Fort Armstrong was constructed in 1836 to protect the Kat rivers valuable source of water. It was named after Captain Armstrong who fought in the area along side the Cape Mounted Rifles during the 6th war of land dispossession.
Because of its relative isolation, the fort was designed to operate independently if need be. It had wattle and daub barracks that could accommodate up to 30 mounted men with ordnance stores, a powder magazine, officers quarters, kitchen stables and cells. A few meters away was a cattle kraal.
The forts first test came when forces led by Maqoma and Kona took possession of it for about a month. On 22 February 1851, Major-General Henry Somerset, son of the Governor of the Cape, Charles Somerset, reclaimed it – killing 46 people and taking 560 prisoners including 400 women and children. Six male settlers were killed and 25 sustained injuries.

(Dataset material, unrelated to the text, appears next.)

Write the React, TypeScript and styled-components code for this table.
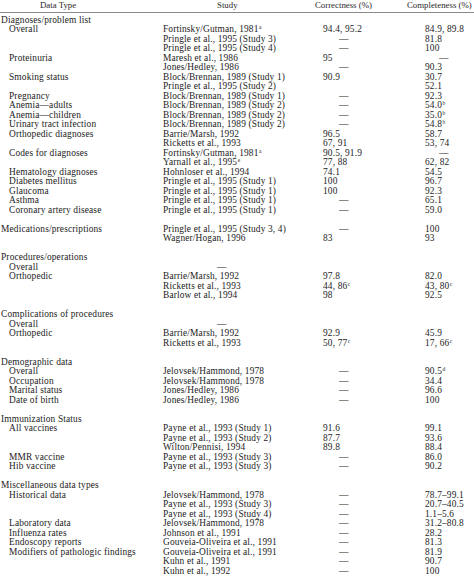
import React from "react";
import styled, { createGlobalStyle } from "styled-components";

const Global = createGlobalStyle`
  html, body { margin: 0; padding: 0; background: #ffffff; }
  body { font-family: "Liberation Serif", "Times New Roman", serif; color: #1c1c1c; }
`;

const Page = styled.div`
  width: 474px;
  height: 578px;
  overflow: hidden;
  font-size: 9.4px;
  letter-spacing: 0.15px;
`;

const HeaderRow = styled.div`
  display: grid;
  grid-template-columns: 177px 98px 92px 1fr;
  padding-left: 40px;
  height: 12px;
  line-height: 10px;
  border-bottom: 1px solid #8a8a8a;
  white-space: nowrap;
  font-size: 8.8px;
  letter-spacing: 0;
`;

const HeadCell = styled.div`
  color: #2a2a2a;
`;

const Body = styled.div`
  display: grid;
  grid-template-columns: 163px 160px 102px 1fr;
  grid-auto-rows: 9.5px;
  line-height: 9.5px;
  padding-top: 2.5px;
  white-space: nowrap;
`;

const TypeCell = styled.div<{ $indent: boolean }>`
  padding-left: ${(p) => (p.$indent ? "9px" : "1px")};
  overflow: visible;
`;

const Cell = styled.div<{ $dashPad?: number }>`
  padding-left: ${(p) => (p.$dashPad ? `${p.$dashPad}px` : "0")};
`;

const Sup = styled.sup`
  font-size: 5.5px;
  line-height: 0;
  vertical-align: 3px;
  margin-left: 0.5px;
`;

type Row = {
  type?: string;
  section?: boolean;
  study?: string;
  studySup?: string;
  corr?: string;
  corrSup?: string;
  comp?: string;
  compSup?: string;
  blank?: boolean;
};

const D = "—";

const rows: Row[] = [
  { type: "Diagnoses/problem list", section: true },
  { type: "Overall", study: "Fortinsky/Gutman, 1981", studySup: "a", corr: "94.4, 95.2", comp: "84.9, 89.8" },
  { study: "Pringle et al., 1995 (Study 3)", corr: D, comp: "81.8" },
  { study: "Pringle et al., 1995 (Study 4)", corr: D, comp: "100" },
  { type: "Proteinuria", study: "Maresh et al., 1986", corr: "95", comp: D },
  { study: "Jones/Hedley, 1986", corr: D, comp: "90.3" },
  { type: "Smoking status", study: "Block/Brennan, 1989 (Study 1)", corr: "90.9", comp: "30.7" },
  { study: "Pringle et al., 1995 (Study 2)", comp: "52.1" },
  { type: "Pregnancy", study: "Block/Brennan, 1989 (Study 1)", corr: D, comp: "92.3" },
  { type: "Anemia—adults", study: "Block/Brennan, 1989 (Study 2)", corr: D, comp: "54.0", compSup: "b" },
  { type: "Anemia—children", study: "Block/Brennan, 1989 (Study 2)", corr: D, comp: "35.0", compSup: "b" },
  { type: "Urinary tract infection", study: "Block/Brennan, 1989 (Study 2)", corr: D, comp: "54.8", compSup: "b" },
  { type: "Orthopedic diagnoses", study: "Barrie/Marsh, 1992", corr: "96.5", comp: "58.7" },
  { study: "Ricketts et al., 1993", corr: "67, 91", comp: "53, 74" },
  { type: "Codes for diagnoses", study: "Fortinsky/Gutman, 1981", studySup: "a", corr: "90.5, 91.9", comp: D },
  { study: "Yarnall et al., 1995", studySup: "e", corr: "77, 88", comp: "62, 82" },
  { type: "Hematology diagnoses", study: "Hohnloser et al., 1994", corr: "74.1", comp: "54.5" },
  { type: "Diabetes mellitus", study: "Pringle et al., 1995 (Study 1)", corr: "100", comp: "96.7" },
  { type: "Glaucoma", study: "Pringle et al., 1995 (Study 1)", corr: "100", comp: "92.3" },
  { type: "Asthma", study: "Pringle et al., 1995 (Study 1)", corr: D, comp: "65.1" },
  { type: "Coronary artery disease", study: "Pringle et al., 1995 (Study 1)", corr: D, comp: "59.0" },
  { blank: true },
  { type: "Medications/prescriptions", section: true, study: "Pringle et al., 1995 (Study 3, 4)", corr: D, comp: "100" },
  { study: "Wagner/Hogan, 1996", corr: "83", comp: "93" },
  { blank: true },
  { type: "Procedures/operations", section: true },
  { type: "Overall", study: D },
  { type: "Orthopedic", study: "Barrie/Marsh, 1992", corr: "97.8", comp: "82.0" },
  { study: "Ricketts et al., 1993", corr: "44, 86", corrSup: "c", comp: "43, 80", compSup: "c" },
  { study: "Barlow et al., 1994", corr: "98", comp: "92.5" },
  { blank: true },
  { type: "Complications of procedures", section: true },
  { type: "Overall", study: D },
  { type: "Orthopedic", study: "Barrie/Marsh, 1992", corr: "92.9", comp: "45.9" },
  { study: "Ricketts et al., 1993", corr: "50, 77", corrSup: "c", comp: "17, 66", compSup: "c" },
  { blank: true },
  { type: "Demographic data", section: true },
  { type: "Overall", study: "Jelovsek/Hammond, 1978", corr: D, comp: "90.5", compSup: "d" },
  { type: "Occupation", study: "Jelovsek/Hammond, 1978", corr: D, comp: "34.4" },
  { type: "Marital status", study: "Jones/Hedley, 1986", corr: D, comp: "96.6" },
  { type: "Date of birth", study: "Jones/Hedley, 1986", corr: D, comp: "100" },
  { blank: true },
  { type: "Immunization Status", section: true },
  { type: "All vaccines", study: "Payne et al., 1993 (Study 1)", corr: "91.6", comp: "99.1" },
  { study: "Payne et al., 1993 (Study 2)", corr: "87.7", comp: "93.6" },
  { study: "Wilton/Pennisi, 1994", corr: "89.8", comp: "88.4" },
  { type: "MMR vaccine", study: "Payne et al., 1993 (Study 3)", corr: D, comp: "86.0" },
  { type: "Hib vaccine", study: "Payne et al., 1993 (Study 3)", corr: D, comp: "90.2" },
  { blank: true },
  { type: "Miscellaneous data types", section: true },
  { type: "Historical data", study: "Jelovsek/Hammond, 1978", corr: D, comp: "78.7–99.1" },
  { study: "Payne et al., 1993 (Study 3)", corr: D, comp: "20.7–40.5" },
  { study: "Payne et al., 1993 (Study 4)", corr: D, comp: "1.1–5.6" },
  { type: "Laboratory data", study: "Jelovsek/Hammond, 1978", corr: D, comp: "31.2–80.8" },
  { type: "Influenza rates", study: "Johnson et al., 1991", corr: D, comp: "28.2" },
  { type: "Endoscopy reports", study: "Gouveia-Oliveira et al., 1991", corr: D, comp: "81.3" },
  { type: "Modifiers of pathologic findings", study: "Gouveia-Oliveira et al., 1991", corr: D, comp: "81.9" },
  { study: "Kuhn et al., 1991", corr: D, comp: "90.7" },
  { study: "Kuhn et al., 1992", corr: D, comp: "100" },
];

const Val: React.FC<{ v?: string; sup?: string; pad: number }> = ({ v, sup, pad }) => (
  <Cell $dashPad={v === D ? pad : 0}>
    {v}
    {sup && <Sup>{sup}</Sup>}
  </Cell>
);

export default function App() {
  return (
    <Page>
      <Global />
      <HeaderRow>
        <HeadCell>Data Type</HeadCell>
        <HeadCell>Study</HeadCell>
        <HeadCell>Correctness (%)</HeadCell>
        <HeadCell>Completeness (%)</HeadCell>
      </HeaderRow>
      <Body>
        {rows.map((r, i) =>
          r.blank ? (
            <React.Fragment key={i}>
              <TypeCell $indent={false} />
              <Cell />
              <Cell />
              <Cell />
            </React.Fragment>
          ) : (
            <React.Fragment key={i}>
              <TypeCell $indent={!r.section}>{r.type}</TypeCell>
              <Val v={r.study} sup={r.studySup} pad={54} />
              <Val v={r.corr} sup={r.corrSup} pad={16} />
              <Val v={r.comp} sup={r.compSup} pad={14} />
            </React.Fragment>
          )
        )}
      </Body>
    </Page>
  );
}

During the 8th war of land dispossession of 1853, William Uithaalder a Khoi who had served in the Cape Corps, led an attack on and took over control of the Fort. Colonial forces consisting of 200 British soldiers, 400 Burghers, 200 Fingoes and volunteers from Grahamstown under Commandant Currie regrouped and launched two howitzer attacks against the fort, partially destroying what they built to protect themselves in order to oust Uithaalder.
Before or after finding the 1 litre cache container, a full self guide tour can be done quite easily including a climb to the top.